Addressing the private property issue you brought up—whose private property? Who owns the Internet? Who owns Webnode? On whose private property was I speaking whereby 'they' are welcome to abridge the spirit of free speech? Strictly speaking, maybe the Webnode servers, where the material resides? That certainly isn't Business Wire's private property. And the intellectual property, which Webnode authored—the words, the text—certainly are Webnode's private property. The issues we spoke of were of public interest, of public importance, spoken on the public internet.

Re: Cases Without Merit. What I was really saying—and this was referring to law in general, without any reference to the BW case whatsoever—is that under FRCP 11, defendant would only get back legal expenditures, not unlike a SLAPP recovery. I simply ask, "Is that equitable?" In a case which has merit, the defendant faces an attorney who was hired to ensure that appropriate legal remedies are applied for the infractions in question. In a case of dubious merit, seeking to bury the defendant in litigation costs (this was, after all, the original topic), the attorney was hired to essentially wreck the person who dared to speak his mind. You have a situation where a prudent attorney would not be under the illusion that he could win on legal merit itself, yet takes the case anyway. No actual punitive measure is taken against this—only a SLAPP-like recovery of defendant's legal expenditures (as it was explained to me, at least). So, as was my original point, 'law' and 'justice' are not quite the same, are they?

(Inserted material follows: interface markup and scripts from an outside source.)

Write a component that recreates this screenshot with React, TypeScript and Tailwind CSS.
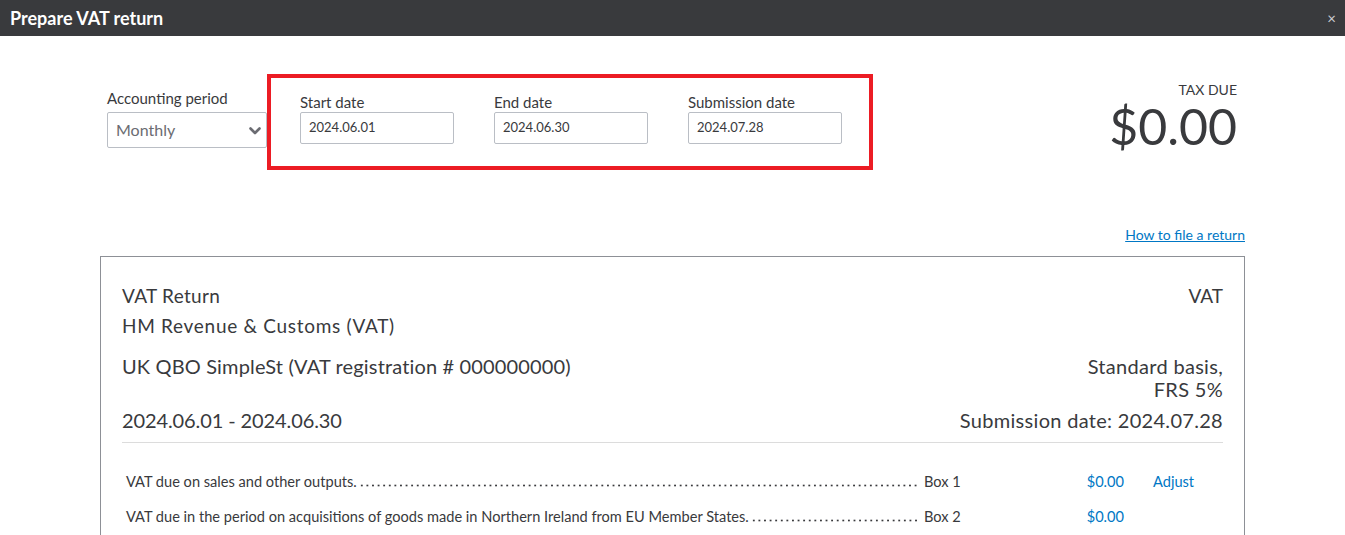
import React from "react";

function DateField({ label, value }: { label: string; value: string }) {
  return (
    <div className="flex flex-col">
      <label className="text-[15px] leading-[18px] text-[#393a3d]">{label}</label>
      <div className="mt-[1px] flex h-[32px] w-[154px] items-center rounded-[2px] border border-[#babec5] px-[8px] text-[13px] text-[#393a3d]">
        {value}
      </div>
    </div>
  );
}

function BoxRow({ label, box, amount, adjust }: { label: string; box: string; amount: string; adjust?: boolean }) {
  return (
    <div className="flex h-[35px] items-center text-[14.6px] text-[#393a3d]">
      <div className="flex w-[793px] min-w-0 items-end">
        <span className="whitespace-nowrap">{label}</span>
        <span className="mb-[5px] ml-[2px] h-[3px] min-w-0 flex-1 bg-[radial-gradient(circle,#393a3d_0.9px,transparent_1.2px)] bg-[length:5.6px_3px] bg-repeat-x" />
      </div>
      <span className="ml-[5px] w-[60px] whitespace-nowrap">{box}</span>
      <span className="w-[140px] text-right text-[#0077c5]">{amount}</span>
      <span className="ml-[29px] text-[#0077c5]">{adjust ? "Adjust" : ""}</span>
    </div>
  );
}

export default function App() {
  return (
    <div className="min-h-[535px] bg-white font-['Lato','Open_Sans',sans-serif] text-[#393a3d]">
      <header className="flex h-[36px] items-center justify-between bg-[#393a3d] pl-[10px] pr-[9px]">
        <h1 className="text-[18px] font-bold text-white">Prepare VAT return</h1>
        <span className="text-[15px] leading-none text-[#c9ccd1]">×</span>
      </header>

      <main className="mx-auto w-[1145px]">
        <section className="mt-[38px] flex items-start">
          <div className="ml-[7px] mt-[15px] flex w-[160px] flex-col">
            <label className="text-[15px] leading-[18px]">Accounting period</label>
            <div className="mt-[5px] flex h-[36px] items-center justify-between rounded-[2px] border border-[#babec5] pl-[8px] pr-[4px] text-[16px] text-[#6b6c72]">
              <span>Monthly</span>
              <svg width="14" height="14" viewBox="0 0 14 14" className="mt-[1px]">
                <path d="M2.5 4.5 L7 9 L11.5 4.5" fill="none" stroke="#6b6c72" strokeWidth="2.6" strokeLinecap="round" strokeLinejoin="round" />
              </svg>
            </div>
          </div>

          <div className="flex h-[96px] gap-[40px] border-[4px] border-[#ec1c24] pl-[29px] pr-[27px] pt-[15px]">
            <DateField label="Start date" value="2024.06.01" />
            <DateField label="End date" value="2024.06.30" />
            <DateField label="Submission date" value="2024.07.28" />
          </div>

          <div className="mr-[8px] ml-auto mt-[7px] flex flex-col items-end">
            <span className="text-[14px] leading-[18px]">TAX DUE</span>
            <span className="mt-[2px] text-[50px] leading-[50px] text-[#393a3d]">$0.00</span>
          </div>
        </section>

        <div className="mt-[56px] flex justify-end">
          <a href="#" className="text-[14px] leading-[18px] text-[#0077c5] underline">How to file a return</a>
        </div>

        <section className="mt-[12px] h-[300px] border border-[#8d9096] px-[21px] pt-[27px]">
          <div className="flex justify-between text-[19px] leading-[24px]">
            <span className="tracking-[0.3px]">VAT Return</span>
            <span>VAT</span>
          </div>
          <div className="mt-[6px] text-[19px] leading-[24px] tracking-[0.7px]">HM Revenue &amp; Customs (VAT)</div>
          <div className="mt-[17px] flex items-start justify-between text-[20px] leading-[23px]">
            <span className="tracking-[0.15px]">UK QBO SimpleSt (VAT registration # 000000000)</span>
            <span className="text-right tracking-[0.3px]">
              Standard basis,
              <br />
              FRS 5%
            </span>
          </div>
          <div className="mt-[8px] flex justify-between text-[20px] leading-[23px]">
            <span className="tracking-[-0.1px]">2024.06.01 - 2024.06.30</span>
            <span className="tracking-[0.3px]">Submission date: 2024.07.28</span>
          </div>
          <div className="mt-[10px] border-t border-[#dcdcdc]" />
          <div className="mt-[21px] pl-[4px]">
            <BoxRow label="VAT due on sales and other outputs." box="Box 1" amount="$0.00" adjust />
            <BoxRow label="VAT due in the period on acquisitions of goods made in Northern Ireland from EU Member States." box="Box 2" amount="$0.00" />
          </div>
        </section>
      </main>
    </div>
  );
}
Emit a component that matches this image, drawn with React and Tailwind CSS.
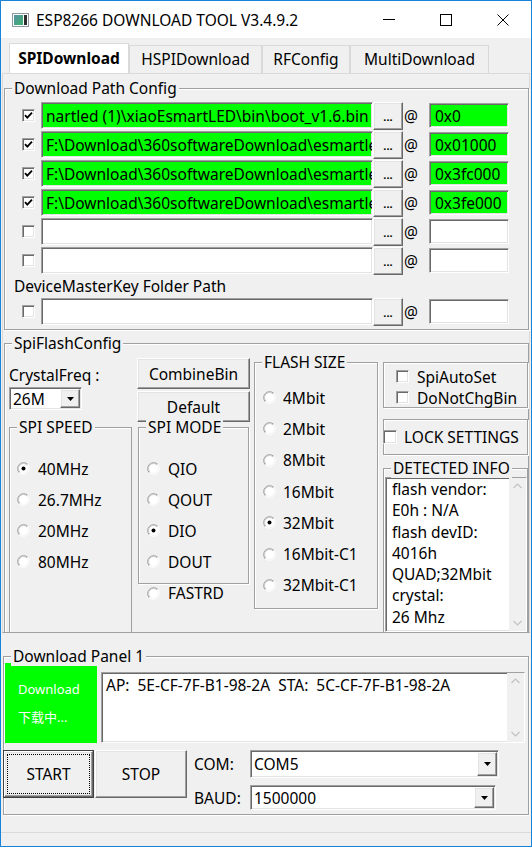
import React from 'react';

const sunken = 'border border-t-[#a0a0a0] border-l-[#a0a0a0] border-b-white border-r-white shadow-[inset_1px_1px_0_#696969,inset_-1px_-1px_0_#e3e3e3]';
const raised = 'border border-t-white border-l-white border-b-[#696969] border-r-[#696969] shadow-[inset_-1px_-1px_0_#a0a0a0,inset_1px_1px_0_#e3e3e3] bg-[#f0f0f0]';
const etched = 'border border-[#a0a0a0] shadow-[inset_1px_1px_0_#fff,1px_1px_0_#fff]';

const GroupBox = ({ label, className = '', children }) => (
  <div className={`relative ${etched} ${className}`}>
    {label && (
      <span className="absolute left-[7px] -top-[11px] bg-[#f0f0f0] px-[2px] leading-[20px] whitespace-nowrap">
        {label}
      </span>
    )}
    {children}
  </div>
);

const Check = ({ checked, className = '' }) => (
  <div className={`w-[13px] h-[13px] shrink-0 bg-white ${sunken} flex items-center justify-center ${className}`}>
    {checked && (
      <svg width="9" height="9" viewBox="0 0 9 9">
        <path d="M1 4.2 L3.3 6.6 L8 1.6" fill="none" stroke="#000" strokeWidth="1.8" />
      </svg>
    )}
  </div>
);

const RadioDot = ({ checked }) => (
  <svg width="13" height="13" viewBox="0 0 13 13" className="shrink-0">
    <circle cx="6.5" cy="6.5" r="5.5" fill="#fff" />
    <path d="M2.26 10.74 A6 6 0 0 1 10.74 2.26" fill="none" stroke="#a0a0a0" />
    <path d="M10.74 2.26 A6 6 0 0 1 2.26 10.74" fill="none" stroke="#fff" />
    <path d="M2.96 10.04 A5 5 0 0 1 10.04 2.96" fill="none" stroke="#c4c4c4" />
    <path d="M10.04 2.96 A5 5 0 0 1 2.96 10.04" fill="none" stroke="#f4f4f4" />
    {checked && <circle cx="6.5" cy="6.5" r="2" fill="#000" />}
  </svg>
);

const Radio = ({ label, checked, h = 'h-[31px]', gap = 'ml-[8px]' }) => (
  <div className={`${h} flex items-center`}>
    <RadioDot checked={checked} />
    <span className={gap}>{label}</span>
  </div>
);

const Tri = () => (
  <svg width="7" height="4" viewBox="0 0 7 4">
    <path d="M0 0 H7 L3.5 4 Z" fill="#000" />
  </svg>
);

const Combo = ({ value, className = '' }) => (
  <div className={`${sunken} bg-white flex ${className}`}>
    <span className="flex-1 flex items-center pl-[3px]">{value}</span>
    <div className={`${raised} w-[20px] m-[1px] flex items-center justify-center`}>
      <Tri />
    </div>
  </div>
);

const PathRow = ({ checked, path, addr }) => {
  const fill = checked ? 'bg-[#00ff00]' : 'bg-white';
  return (
    <div className="h-[29px] flex items-center pl-[17px]">
      <Check checked={checked} />
      <div className={`ml-[6px] w-[332px] h-[27px] ${sunken} ${fill} flex items-center pl-[4px] overflow-hidden whitespace-nowrap`}>
        {path}
      </div>
      <div className={`${raised} w-[30px] h-[28px] flex items-center justify-center text-[11px] font-bold pt-[3px]`}>...</div>
      <span className="w-[26px] pl-[1px]">@</span>
      <div className={`w-[80px] h-[25px] ${sunken} ${fill} flex items-center pl-[5px]`}>{addr}</div>
    </div>
  );
};

const Chevron = ({ up }) => (
  <svg width="9" height="6" viewBox="0 0 9 6">
    <path d={up ? 'M0.5 5 L4.5 1 L8.5 5' : 'M0.5 1 L4.5 5 L8.5 1'} fill="none" stroke="#c2c2c2" strokeWidth="1.2" />
  </svg>
);

const ScrollBar = () => (
  <div className="w-[17px] bg-[#f0f0f0] flex flex-col justify-between items-center py-[5px]">
    <Chevron up />
    <Chevron />
  </div>
);

const AppIcon = () => (
  <svg width="17" height="14" viewBox="0 0 17 14" className="ml-[11px] shrink-0">
    <defs>
      <linearGradient id="ig" x1="0" y1="0" x2="1" y2="1">
        <stop offset="0" stopColor="#5b8fa6" />
        <stop offset="1" stopColor="#39b36a" />
      </linearGradient>
    </defs>
    <rect x="0.5" y="0.5" width="16" height="13" fill="#fff" stroke="#8c9aa0" />
    <rect x="2" y="2" width="9" height="10" fill="url(#ig)" />
    <rect x="12" y="2" width="3" height="10" fill="#2e2e2e" />
  </svg>
);

const tabs = [
  { name: 'SPIDownload', w: 'w-[120px]', active: true },
  { name: 'HSPIDownload', w: 'w-[133px]' },
  { name: 'RFConfig', w: 'w-[88px]' },
  { name: 'MultiDownload', w: 'w-[139px]' },
];

const restPath = 'F:\\Download\\360softwareDownload\\esmartle';

export default function App() {
  return (
    <div className="w-[532px] h-[847px] border border-[#1883d7] bg-[#f0f0f0] flex flex-col text-[15.5px] text-black font-['Noto_Sans','Noto_Sans_CJK_SC',sans-serif] overflow-hidden leading-[20px]">
      {/* title bar */}
      <div className="h-[37px] bg-white flex items-center shrink-0">
        <AppIcon />
        <span className="ml-[7px]">ESP8266 DOWNLOAD TOOL V3.4.9.2</span>
        <div className="ml-auto flex h-full">
          <div className="w-[57px] flex items-center justify-center">
            <div className="w-[12px] h-px bg-black" />
          </div>
          <div className="w-[57px] flex items-center justify-center">
            <div className="w-[12px] h-[12px] border border-black" />
          </div>
          <div className="w-[57px] flex items-center justify-center">
            <svg width="12" height="12" viewBox="0 0 12 12">
              <path d="M0.5 0.5 L11.5 11.5 M11.5 0.5 L0.5 11.5" stroke="#000" strokeWidth="1" />
            </svg>
          </div>
        </div>
      </div>

      {/* tabs */}
      <div className="h-[35px] flex items-end pl-[8px] shrink-0">
        {tabs.map((t) => (
          <div
            key={t.name}
            className={`${t.w} ${t.active ? 'h-[30px] bg-white font-bold' : 'h-[28px] bg-[#f0f0f0]'} border border-b-0 border-[#d9d9d9] flex items-center justify-center pb-[2px]`}
          >
            {t.name}
          </div>
        ))}
      </div>

      {/* tab page */}
      <div className="ml-[1px] w-[528px] h-[560px] shrink-0 border border-[#d9d9d9] border-b-[#a0a0a0] flex flex-col">
        <GroupBox label="Download Path Config" className="mt-[14px] ml-[1px] w-[525px] pt-[12px] pb-[3px]">
          <PathRow checked path="nartled (1)\xiaoEsmartLED\bin\boot_v1.6.bin" addr="0x0" />
          <PathRow checked path={restPath} addr="0x01000" />
          <PathRow checked path={restPath} addr="0x3fc000" />
          <PathRow checked path={restPath} addr="0x3fe000" />
          <PathRow path="" addr="" />
          <PathRow path="" addr="" />
          <div className="h-[22px] flex items-center pl-[9px]">DeviceMasterKey Folder Path</div>
          <PathRow path="" addr="" />
        </GroupBox>

        <GroupBox label="SpiFlashConfig" className="mt-[13px] ml-[1px] w-[525px] flex-1 flex border-b-0 shadow-[inset_1px_1px_0_#fff]">
          {/* column A */}
          <div className="ml-[4px] w-[123px] flex flex-col">
            <div className="mt-[21px] h-[20px] flex items-center">CrystalFreq :</div>
            <Combo value="26M" className="mt-[2px] w-[73px] h-[23px]" />
            <GroupBox label="SPI SPEED" className="mt-[17px] flex-1 border-b-0 shadow-[inset_1px_1px_0_#fff] pt-[25px] pl-[7px]">
              <Radio label="40MHz" checked />
              <Radio label="26.7MHz" />
              <Radio label="20MHz" />
              <Radio label="80MHz" />
            </GroupBox>
          </div>

          {/* column B */}
          <div className="ml-[5px] w-[113px] flex flex-col">
            <div className={`${raised} mt-[14px] h-[31px] flex items-center justify-center`}>CombineBin</div>
            <div className={`${raised} mt-[2px] h-[31px] flex items-center justify-center`}>Default</div>
            <GroupBox label="SPI MODE" className="mt-[5px] mx-[1px] h-[157px] pt-[25px] pl-[8px]">
              <Radio label="QIO" />
              <Radio label="QOUT" />
              <Radio label="DIO" checked />
              <Radio label="DOUT" />
            </GroupBox>
            <div className="pl-[10px]">
              <Radio label="FASTRD" h="h-[18px]" />
            </div>
          </div>

          {/* column C */}
          <div className="ml-[4px] w-[124px] flex flex-col">
            <GroupBox label="FLASH SIZE" className="mt-[18px] h-[247px] pt-[19px] pl-[8px]">
              {['4Mbit', '2Mbit', '8Mbit', '16Mbit', '32Mbit', '16Mbit-C1', '32Mbit-C1'].map((s) => (
                <Radio key={s} label={s} checked={s === '32Mbit'} h="h-[31.3px]" gap="ml-[7px]" />
              ))}
            </GroupBox>
          </div>

          {/* column D */}
          <div className="ml-[5px] w-[145px] flex flex-col">
            <GroupBox className="mt-[18px] h-[46px] pt-[3px] pl-[12px]">
              <div className="h-[21px] flex items-center">
                <Check />
                <span className="ml-[8px]">SpiAutoSet</span>
              </div>
              <div className="h-[21px] flex items-center">
                <Check />
                <span className="ml-[8px]">DoNotChgBin</span>
              </div>
            </GroupBox>
            <GroupBox className="mt-[11px] h-[36px] flex items-center">
              <Check className="-ml-px w-[14px] h-[14px]" />
              <span className="ml-[7px]">LOCK SETTINGS</span>
            </GroupBox>
            <GroupBox label="DETECTED INFO" className="mt-[13px] flex-1 border-b-0 shadow-[inset_1px_1px_0_#fff] pt-[8px] pl-px flex flex-col">
              <div className={`flex-1 ${sunken} bg-white flex`}>
                <div className="flex-1 pl-[6px] pt-[1px] leading-[21.3px]">
                  <div>flash vendor:</div>
                  <div>E0h : N/A</div>
                  <div>flash devID:</div>
                  <div>4016h</div>
                  <div>QUAD;32Mbit</div>
                  <div>crystal:</div>
                  <div>26 Mhz</div>
                </div>
                <ScrollBar />
              </div>
            </GroupBox>
          </div>
        </GroupBox>
      </div>

      {/* download panel */}
      <GroupBox label="Download Panel 1" className="mt-[23px] ml-[2px] w-[526px] shrink-0 pt-[6px] pb-[4px]">
        <div className="flex items-start pl-px">
          <div className="w-[92px] h-[80px] bg-[#00ff00] text-white text-[13px] flex flex-col pl-[13px] pt-[12px] leading-[28px]">
            <span>Download</span>
            <span>下载中...</span>
          </div>
          <div className={`ml-[4px] mt-[9px] w-[424px] h-[71px] ${sunken} bg-white flex`}>
            <div className="flex-1 pl-[4px] pt-[1px] leading-[22px] whitespace-pre">AP:  5E-CF-7F-B1-98-2A  STA:  5C-CF-7F-B1-98-2A</div>
            <ScrollBar />
          </div>
        </div>
        <div className="mt-[7px] flex items-start">
          <div className="-ml-px w-[91px] h-[48px] border border-[#404040] flex">
            <div className={`${raised} flex-1 flex`}>
              <div className="flex-1 m-[2px] border border-dotted border-black flex items-center justify-center">START</div>
            </div>
          </div>
          <div className={`${raised} ml-px w-[92px] h-[48px] flex items-center justify-center`}>STOP</div>
          <div className="ml-[7px] w-[56px] flex flex-col">
            <div className="h-[28px] flex items-center">COM:</div>
            <div className="mt-[7px] h-[25px] flex items-center">BAUD:</div>
          </div>
          <div className="flex flex-col">
            <Combo value="COM5" className="w-[249px] h-[28px]" />
            <Combo value="1500000" className="mt-[7px] w-[246px] h-[25px]" />
          </div>
        </div>
      </GroupBox>

      {/* status bar */}
      <div className="mt-[17px] flex-1 border-t border-[#dadada]" />
    </div>
  );
}
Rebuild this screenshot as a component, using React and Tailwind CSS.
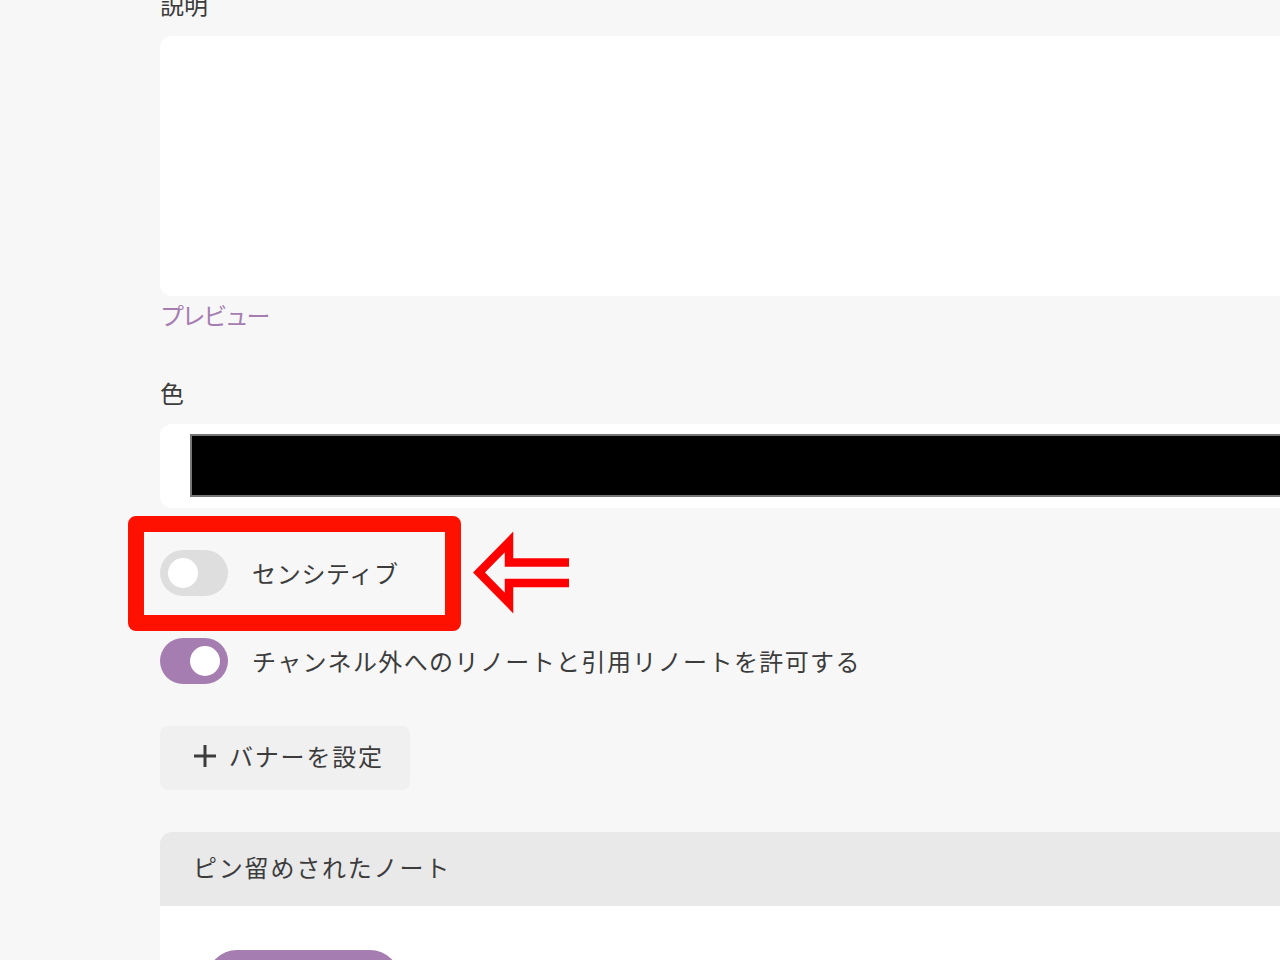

I didn't completely understand your last few sentences:

…very few cases are really frivolous. After all, judges are also lawyers, and they don't want to shit in the pool they will be back in if the electorate turns them out of office.

It appears to say that a prudent judge makes himself aware of future consequences. Thus, whether a case is warranted or not, doesn't necessarily depend upon a legal defintion. Rather it depends upon what he feels the ramifications of such a ruling may have on his future. Did I interpret the message incorrectly?